Q. You said "business as usual," but this was something new for A.J., the circumstances, this atmosphere, this environment. Were you pleased to see him get through the first inning the way he did? And what do you think it did for his emotional state, I guess, to get through that?
JOE GIRARDI: I thought it was extremely important. I think for anyone who goes out there, getting through the first inning is extremely important, and I think it just settles you down as a player. You have those feelings as a catcher when you run out there for the first time, as well. But I thought the way he got through the first inning was very important.
Q. With the series going to Philadelphia for the next three games, how important was it to even the series in your mind?
JOE GIRARDI: I think it was extremely important. We're playing a very good baseball team, and you don't want to spot them two games when it's the best of seven. For us I thought it was extremely important.
Q. How much did Molina's pickoff throw change the tenor of the game?
JOE GIRARDI: I thought it was real important because it changed his pitch count. It got him through that inning. I thought it was extremely important. He got behind Werth 3-0 and kind of battled back, and then Werth hit a single. I thought that was real, real important.
Q. Given the names in both lineups, does it surprise you through the first two games the story has been the starting pitcher?
JOE GIRARDI: No. Usually if you're going to win a game, your starting pitcher is going to do a good job. For me that's not surprising.
Q. Was Jeter bunting on his own one thing? And the other is what went into the hit-and-run decision rather than bunting?
JOE GIRARDI: With two strikes it was on his own, and we had taken it off. You know, he felt that he could do the job. And Derek Jeter is a very smart baseball man. If he feels he can do the job in that situation, I'm not going to bark at him. He felt he could get it done, and he didn't get it done.
As far as the other question, I don't really like to talk too much strategy.
Q. In the first game you guys needed big hits, and you had the two big ones today. How nice was it to especially see Teixeira back in the mix?

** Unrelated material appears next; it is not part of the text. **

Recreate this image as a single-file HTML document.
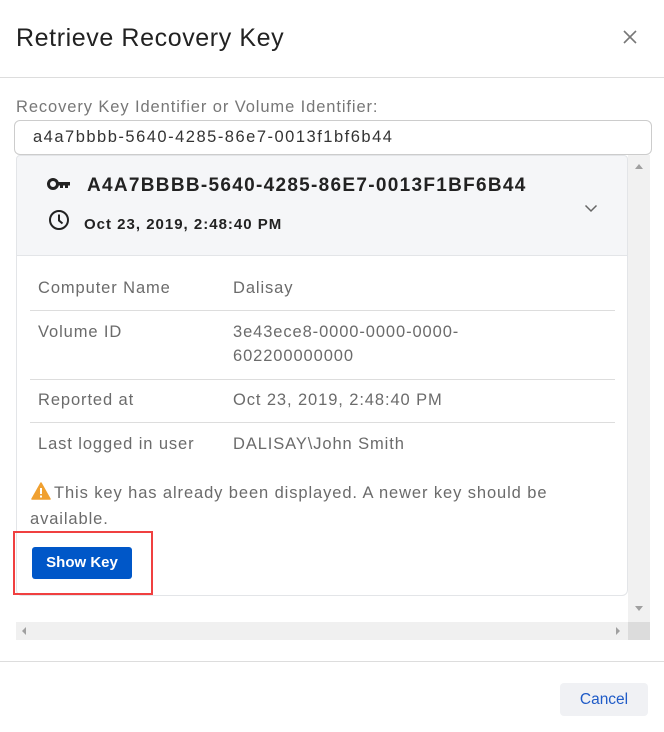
<!DOCTYPE html>
<html><head><meta charset="utf-8"><style>
*{box-sizing:border-box;margin:0;padding:0}
body{width:664px;height:732px;background:#fff;font-family:"Liberation Sans",sans-serif;position:relative;overflow:hidden;color:#222}
.a{position:absolute;white-space:nowrap}
.g{color:#6b6b6b;font-size:16.5px;letter-spacing:0.9px}
</style></head><body>
<div class="a" style="left:16px;top:24px;font-size:25px;color:#222;letter-spacing:0.6px">Retrieve Recovery Key</div>
<svg class="a" style="left:622px;top:29px" width="16" height="16" viewBox="0 0 16 16"><path d="M2 2L14 14M14 2L2 14" stroke="#777" stroke-width="1.6"/></svg>
<div class="a" style="left:0;top:77px;width:664px;height:1px;background:#ddd"></div>
<div class="a g" style="left:16px;top:98px;color:#777">Recovery Key Identifier or Volume Identifier:</div>
<div class="a" style="left:14px;top:120px;width:638px;height:35px;border:1px solid #ccc;border-radius:6px"></div>
<div class="a" style="left:33px;top:128px;font-size:16.5px;color:#333;letter-spacing:1.5px">a4a7bbbb-5640-4285-86e7-0013f1bf6b44</div>
<div class="a" style="left:628px;top:155px;width:22px;height:485px;background:#f1f1f1"></div>
<div class="a" style="left:16px;top:622px;width:612px;height:18px;background:#f0f0f0"></div>
<div class="a" style="left:628px;top:622px;width:22px;height:18px;background:#dcdcdc"></div>
<svg class="a" style="left:634px;top:162px" width="10" height="8"><path d="M1 7L5 2L9 7Z" fill="#a0a0a0"/></svg>
<svg class="a" style="left:634px;top:605px" width="10" height="8"><path d="M1 1L5 6L9 1Z" fill="#a0a0a0"/></svg>
<svg class="a" style="left:20px;top:626px" width="8" height="10"><path d="M6 1L2 5L6 9Z" fill="#a0a0a0"/></svg>
<svg class="a" style="left:614px;top:626px" width="8" height="10"><path d="M2 1L6 5L2 9Z" fill="#a0a0a0"/></svg>
<div class="a" style="left:16px;top:155px;width:612px;height:101px;background:#f5f6f8;border:1px solid #e3e5e8;border-radius:4px 4px 0 0"></div>
<svg class="a" style="left:47px;top:177px" width="24" height="14" viewBox="0 0 24 14"><circle cx="6" cy="7" r="4.5" fill="none" stroke="#222" stroke-width="3"/><path d="M10 5H23V8.5H21V11H18V8.5H16V11H13V8.5H10Z" fill="#222"/></svg>
<div class="a" style="left:87px;top:175px;font-size:19px;font-weight:bold;color:#222;letter-spacing:1.3px">A4A7BBBB-5640-4285-86E7-0013F1BF6B44</div>
<svg class="a" style="left:48px;top:209px" width="22" height="22" viewBox="0 0 22 22"><circle cx="11" cy="11" r="9" fill="none" stroke="#222" stroke-width="2"/><path d="M11 5.5V11.5L14.5 14.5" fill="none" stroke="#222" stroke-width="2"/></svg>
<div class="a" style="left:84px;top:216px;font-size:15px;font-weight:bold;color:#222;letter-spacing:1px">Oct 23, 2019, 2:48:40 PM</div>
<svg class="a" style="left:584px;top:204px" width="14" height="9"><path d="M1.5 1.5L7 7L12.5 1.5" fill="none" stroke="#666" stroke-width="1.5"/></svg>
<div class="a" style="left:16px;top:255px;width:612px;height:341px;border:1px solid #e3e5e8;border-radius:0 0 6px 6px"></div>
<div class="a g" style="left:38px;top:279px">Computer Name</div><div class="a g" style="left:233px;top:279px">Dalisay</div>
<div class="a" style="left:30px;top:310px;width:585px;height:1px;background:#ddd"></div>
<div class="a g" style="left:38px;top:323px">Volume ID</div><div class="a g" style="left:233px;top:323px">3e43ece8-0000-0000-0000-</div><div class="a g" style="left:233px;top:347px">602200000000</div>
<div class="a" style="left:30px;top:379px;width:585px;height:1px;background:#ddd"></div>
<div class="a g" style="left:38px;top:391px">Reported at</div><div class="a g" style="left:233px;top:391px">Oct 23, 2019, 2:48:40 PM</div>
<div class="a" style="left:30px;top:422px;width:585px;height:1px;background:#ddd"></div>
<div class="a g" style="left:38px;top:435px">Last logged in user</div><div class="a g" style="left:233px;top:435px">DALISAY\John Smith</div>
<svg class="a" style="left:31px;top:482px" width="20" height="18" viewBox="0 0 20 18"><path d="M10 1L19 17H1Z" fill="#f0a030" stroke="#f0a030" stroke-linejoin="round" stroke-width="1.5"/><rect x="9" y="6" width="2" height="6" fill="#fff"/><rect x="9" y="13.5" width="2" height="2" fill="#fff"/></svg>
<div class="a g" style="left:54px;top:484px">This key has already been displayed. A newer key should be</div>
<div class="a g" style="left:30px;top:510px">available.</div>
<div class="a" style="left:13px;top:531px;width:140px;height:64px;border:2px solid #f04040"></div>
<div class="a" style="left:32px;top:547px;width:100px;height:32px;background:#0057c8;border-radius:3px;color:#fff;font-size:15px;font-weight:bold;text-align:center;line-height:32px">Show Key</div>
<div class="a" style="left:0;top:661px;width:664px;height:1px;background:#ddd"></div>
<div class="a" style="left:560px;top:683px;width:88px;height:33px;background:#f0f1f4;border-radius:4px;color:#1f5bc7;font-size:15.5px;text-align:center;line-height:33px">Cancel</div>
</body></html>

JOE GIRARDI: I talked about it. I think for Tex -- we've had so many days off, and Tex seems to be a rhythm hitter, and playing a couple days in a row, and we're going to have another day off and then we're going to play three days in a row. Getting to play, I think, is important. All the days off can be frustrating sometimes for players, for hitters. And some other hitters it helps physically.
But I thought it was an important base hit for us. Obviously it's a big hit. It ties the ballgame. We hadn't done much against Pedro up until that point, and it kind of got us going.
Q. Two things: Matsui's home run and your plans for him in Boston (sic), and how difficult would it be for you taking his bat out of the lineup.
JOE GIRARDI: That's something we're going to have to talk about. We'll see how he's doing. We'll have to see -- we'll make a decision when we get there. We have all day to think about it tomorrow. That's the one thing about playoff baseball; you get a lot of time to think about things.
Q. And his home run, how big it was?
JOE GIRARDI: His home run was huge. It's the first lead we've had in this series in the two games, and it allows you to get your bullpen up in a sense the way you want to.
Q. A.J. struck out two of the last three in the seventh inning. Any thought of giving him a batter in the eighth? And did he talk to you about coming out and starting the eighth?
JOE GIRARDI: Ruiz has had some success off him, and I just felt with the kind of long inning it was probably time to go to Mo.
Q. As Pedro's rolling along early, mixing things up, what are you guys saying on the bench to try to get to him a little bit, and what did you think of the pace he set early in the game?
JOE GIRARDI: Well, I thought our at-bats were pretty good off him. We had some long at-bats and we had make him work extremely hard and his pitch count was pretty high after the first three innings, so that I liked. We put some barrels on the ball and popped them up and I thought our bats were good. Stay on him, stay on him, keep grinding out your bats and some good things are going to happen.
Q. After what you saw from him in the first two rounds are you surprised what Alex has done in the first two games, six strikeouts?
JOE GIRARDI: No, I know he'll bounce back. Obviously you want him to continue on the torrid pace that he was on, but he'll bounce back, and we'll get it going with him in Philly.